Vanucci: Grandes investigações como Mãos Limpas ou Lava Jato podem, ao condenar alguns corruptos e corruptores envolvidos, remover parte da corrupção que afeta um sistema político-institucional, mas certamente não removem as causas profundas. Na ausência de robustas reformas institucionais, de uma mudança na amplitude e intensidade da participação popular, de ações de controle dos representantes políticos e do monitoramento cívico a partir de baixo, há sério risco, como aconteceu na Itália, de que as investigações de médio e longo prazo, uma vez passada a onda de prisões e julgamentos, tenham consequências negativas. Por deslegitimarem toda a classe política, todos os partidos e o sistema político-institucional, esses inquéritos criam uma profunda fratura entre representantes e representados, alimentam grande desconfiança e, portanto, podem afastar muitos da participação política e do compromisso, afrouxando assim o controle sobre os que administram os assuntos públicos.
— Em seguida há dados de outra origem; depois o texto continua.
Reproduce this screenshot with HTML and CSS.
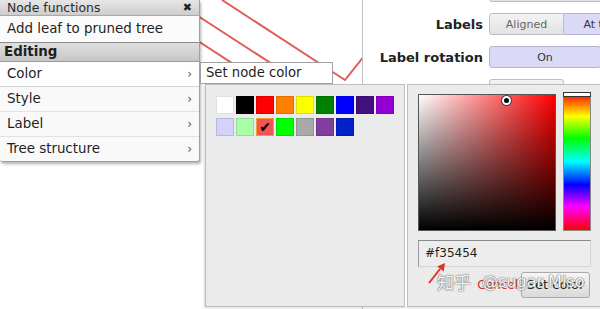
FILE: index.html
```html
<!DOCTYPE html>
<html>
<head>
<meta charset="utf-8">
<link rel="stylesheet" href="styles.css">
</head>
<body>
<div class="app">
  <div class="canvas">
    <svg class="tree" width="362" height="309" viewBox="0 0 362 309">
      <path d="M222 0 L345 80 L364 56"/>
      <path d="M198 16 L340 108"/>
      <path d="M198 41 L310 114"/>
    </svg>
  </div>
  <aside class="settings">
    <div class="settings-grid">
      <span class="lbl">Scaling</span>
      <div class="btn wide">Auto</div>
      <span class="lbl">Labels</span>
      <div class="seg"><div class="btn">Aligned</div><div class="btn on">At tips</div></div>
      <span class="lbl">Label rotation</span>
      <div class="btn on toggle">On</div>
      <span class="lbl">Branch</span>
      <div class="btn">Off</div>
    </div>
  </aside>
</div>

<div class="menu">
  <div class="menu-head"><span>Node functions</span><span class="close">✖</span></div>
  <div class="menu-item first">Add leaf to pruned tree</div>
  <div class="menu-section">Editing</div>
  <div class="menu-item active"><span>Color</span><span class="chev">›</span></div>
  <div class="menu-item"><span>Style</span><span class="chev">›</span></div>
  <div class="menu-item"><span>Label</span><span class="chev">›</span></div>
  <div class="menu-item last"><span>Tree structure</span><span class="chev">›</span></div>
</div>

<div class="submenu">Set node color</div>

<div class="picker">
  <div class="swatches">
    <div class="grid">
      <span class="sw" style="background:#ffffff"></span>
      <span class="sw" style="background:#000000"></span>
      <span class="sw" style="background:#ff0000"></span>
      <span class="sw" style="background:#ff8000"></span>
      <span class="sw" style="background:#ffff00"></span>
      <span class="sw" style="background:#008000"></span>
      <span class="sw" style="background:#0000ff"></span>
      <span class="sw" style="background:#42107f"></span>
      <span class="sw" style="background:#9400d3"></span>
      <span class="sw" style="background:#d2d2fb"></span>
      <span class="sw" style="background:#a8ffa8"></span>
      <span class="sw sel" style="background:#f35454">✔</span>
      <span class="sw" style="background:#00ff00"></span>
      <span class="sw" style="background:#a9a9a9"></span>
      <span class="sw" style="background:#7f3f9f"></span>
      <span class="sw" style="background:#0022c8"></span>
    </div>
  </div>
  <div class="pickbox">
    <div class="pick-top">
      <div class="sv"><span class="sv-mark"></span></div>
      <div class="hue"><span class="hue-mark"></span></div>
    </div>
    <div class="hex">#f35454</div>
    <div class="actions">
      <span class="cancel">Cancel</span>
      <div class="set">Set color</div>
    </div>
  </div>
</div>

<svg class="arrow" width="24" height="30" viewBox="0 0 24 30">
  <path d="M1 25 L12 11" />
  <polygon points="17,5 15.7,13.6 9.2,8.6"/>
</svg>
<div class="watermark"><span>知乎</span><span class="wm-at">@sugar Miso</span></div>
</body>
</html>
```
FILE: styles.css
```css
html, body {
  margin: 0;
  padding: 0;
}
body {
  width: 600px;
  height: 309px;
  overflow: hidden;
  position: relative;
  font-family: "DejaVu Sans", Verdana, "Noto Sans CJK SC", sans-serif;
  color: #222;
  background: #fff;
}
.app {
  display: flex;
  width: 600px;
  height: 309px;
  overflow: hidden;
}
.canvas {
  width: 362px;
  flex: none;
}
.tree {
  display: block;
}
.tree path {
  fill: none;
  stroke: #e25a5a;
  stroke-width: 2;
}
.settings {
  flex: 1;
  border-left: 1px solid #c4c4c4;
  overflow: hidden;
}
.settings-grid {
  margin-top: -20px;
  padding-left: 6px;
  display: grid;
  grid-template-columns: 114px max-content;
  grid-auto-rows: 22px;
  row-gap: 11px;
  column-gap: 6px;
}
.lbl {
  font-weight: bold;
  font-size: 13px;
  text-align: right;
  align-self: center;
  white-space: nowrap;
  color: #222;
}
.seg {
  display: flex;
}
.btn {
  width: 75px;
  height: 22px;
  box-sizing: border-box;
  border: 1px solid #bdbdbd;
  border-radius: 3px;
  font-size: 11px;
  color: #666;
  display: flex;
  align-items: center;
  justify-content: center;
  background: linear-gradient(#f3f3f3, #e2e2e2);
}
.btn.wide {
  width: 150px;
}
.seg .btn:first-child {
  border-radius: 3px 0 0 3px;
}
.seg .btn:last-child {
  border-radius: 0 3px 3px 0;
  border-left: none;
}
.btn.on {
  background: #dadaf8;
  border-color: #b3b3d3;
  color: #333;
}
.btn.toggle {
  width: 112px;
}

/* context menu */
.menu {
  position: absolute;
  left: 0;
  top: 0;
  width: 199px;
  border-right: 1px solid #a0a0a0;
  border-bottom: 1px solid #a0a0a0;
  border-radius: 0 0 3px 3px;
  box-shadow: 1px 2px 3px rgba(0, 0, 0, 0.3);
  background: #fafafa;
  font-size: 13.4px;
  color: #1e1e1e;
  z-index: 2;
}
.menu-head {
  height: 15px;
  line-height: 15px;
  font-size: 12.4px;
  padding: 0 7px;
  display: flex;
  justify-content: space-between;
  background: linear-gradient(#e6e6e6, #cdcdcd);
  border-bottom: 1px solid #a8a8a8;
  color: #2a2a2a;
}
.close {
  font-size: 11px;
  color: #222;
}
.menu-item {
  height: 24px;
  line-height: 24px;
  padding: 0 7px;
  display: flex;
  justify-content: space-between;
  border-bottom: 1px solid #e2e2e2;
  background: #f9f9f9;
}
.menu-item.first {
  height: 26px;
  line-height: 26px;
  border-bottom: 1px solid #8c8c8c;
  background: #fbfbfb;
}
.menu-item.active {
  background: #ffffff;
  border-bottom-color: #d4d4d4;
}
.menu-item.last {
  border-bottom: none;
  border-radius: 0 0 3px 3px;
}
.menu-section {
  height: 18px;
  line-height: 18px;
  padding-left: 4px;
  font-weight: bold;
  background: linear-gradient(#e0e0e0, #c6c6c6);
  border-bottom: 1px solid #9a9a9a;
}
.chev {
  font-size: 12px;
  color: #555;
}

.submenu {
  position: absolute;
  left: 200px;
  top: 62px;
  width: 133px;
  height: 22px;
  box-sizing: border-box;
  line-height: 20px;
  padding-left: 5px;
  border: 1px solid #a0a0a0;
  background: #fff;
  font-size: 13.2px;
  color: #1e1e1e;
  z-index: 4;
}

/* colour picker */
.picker {
  position: absolute;
  left: 205px;
  top: 84px;
  height: 223px;
  display: flex;
  gap: 2px;
  z-index: 3;
  box-shadow: -1px 1px 2px rgba(0, 0, 0, 0.15);
}
.swatches {
  width: 200px;
  box-sizing: border-box;
  border: 1px solid #bdbdbd;
  background: #ebebeb;
  padding: 11px 0 0 10px;
}
.grid {
  display: grid;
  grid-template-columns: repeat(9, 18px);
  grid-auto-rows: 18px;
  column-gap: 2px;
  row-gap: 4px;
}
.sw {
  box-sizing: border-box;
  border: 1px solid rgba(0, 0, 0, 0.12);
  display: flex;
  align-items: center;
  justify-content: center;
  font-size: 14px;
  line-height: 1;
  color: #000;
}
.sw.sel {
  border: 1px solid #f0a030;
}
.pickbox {
  width: 200px;
  box-sizing: border-box;
  border: 1px solid #bdbdbd;
  background: #ebebeb;
  padding: 7px 0 0 10px;
}
.pick-top {
  display: flex;
  align-items: flex-start;
}
.sv {
  position: relative;
  width: 138px;
  height: 137px;
  margin-top: 2px;
  box-sizing: border-box;
  border: 1px solid #555;
  background:
    linear-gradient(to top, #000, rgba(0, 0, 0, 0)),
    linear-gradient(to right, #fff, rgba(255, 255, 255, 0)),
    #ff0000;
}
.sv-mark {
  position: absolute;
  left: 83px;
  top: 1px;
  width: 5px;
  height: 5px;
  border-radius: 50%;
  background: #000;
  border: 2px solid #fff;
  box-shadow: 0 0 0 1px #444;
}
.hue {
  position: relative;
  width: 28px;
  height: 139px;
  margin-left: 7px;
  box-sizing: border-box;
  border: 1px solid #888;
  background: linear-gradient(#f00 0%, #ff0 17%, #0f0 33%, #0ff 50%, #00f 67%, #f0f 83%, #f00 100%);
}
.hue-mark {
  position: absolute;
  left: -1px;
  right: -1px;
  top: -1px;
  height: 5px;
  box-sizing: border-box;
  border: 1px solid #333;
  background: #fff;
}
.hex {
  margin-top: 9px;
  width: 173px;
  height: 27px;
  box-sizing: border-box;
  border: 1px solid;
  border-color: #8a8a8a #d4d4d4 #d4d4d4 #9a9a9a;
  background: #ededed;
  padding-left: 6px;
  font-size: 12px;
  line-height: 25px;
  color: #222;
}
.actions {
  margin-top: 5px;
  width: 172px;
  display: flex;
  align-items: center;
  justify-content: flex-end;
}
.cancel {
  color: #cc3333;
  font-size: 12px;
  margin-right: 3px;
}
.set {
  width: 69px;
  height: 26px;
  box-sizing: border-box;
  border: 1px solid #aaa;
  border-radius: 3px;
  background: linear-gradient(#f6f6f6, #d9d9d9);
  font-size: 13px;
  line-height: 24px;
  text-align: center;
  color: #222;
}

/* annotation overlays */
.arrow {
  position: absolute;
  left: 428px;
  top: 258px;
  z-index: 5;
}
.arrow path {
  stroke: #e3302a;
  stroke-width: 2;
  fill: none;
}
.arrow polygon {
  fill: #e3302a;
}
.watermark {
  position: absolute;
  left: 437px;
  top: 271px;
  z-index: 6;
  font-size: 17px;
  line-height: 22px;
  color: rgba(255, 255, 255, 0.95);
  text-shadow: 0 0 1px #777, 0 0 1px #777, 0 0 2px rgba(0, 0, 0, 0.4);
  white-space: nowrap;
  display: flex;
}
.watermark span:first-child {
  font-family: "Noto Sans CJK SC", sans-serif;
}
.wm-at {
  margin-left: 11px;
  font-size: 16px;
}
```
Além disso, as investigações podem determinar um tipo de processo de aprendizagem para corruptos e corruptores sobreviventes, de forma que não repitam os erros de seus antecessores. Na Itália, no ano passado, por ocasião de um escândalo, falou-se das perigosas formas de “corrupção de acordo com a lei”. Por último, devido às dificuldades em punir aqueles que integram as elites e que podem obter formas muito eficazes de defesa graças a excelentes advogados ou, até mesmo, a aprovação de leis sob medida para beneficiá-los, é possível que seja especialmente reforçado o sentimento de impunidade para membros das classes dirigentes envolvidos em irregularidades. Isso fortaleceria na população a sensação de que a prática da corrupção é quase invencível. No final, estimularia em muitos a participação ativa, mas também a conspiração do silêncio ou a resignação.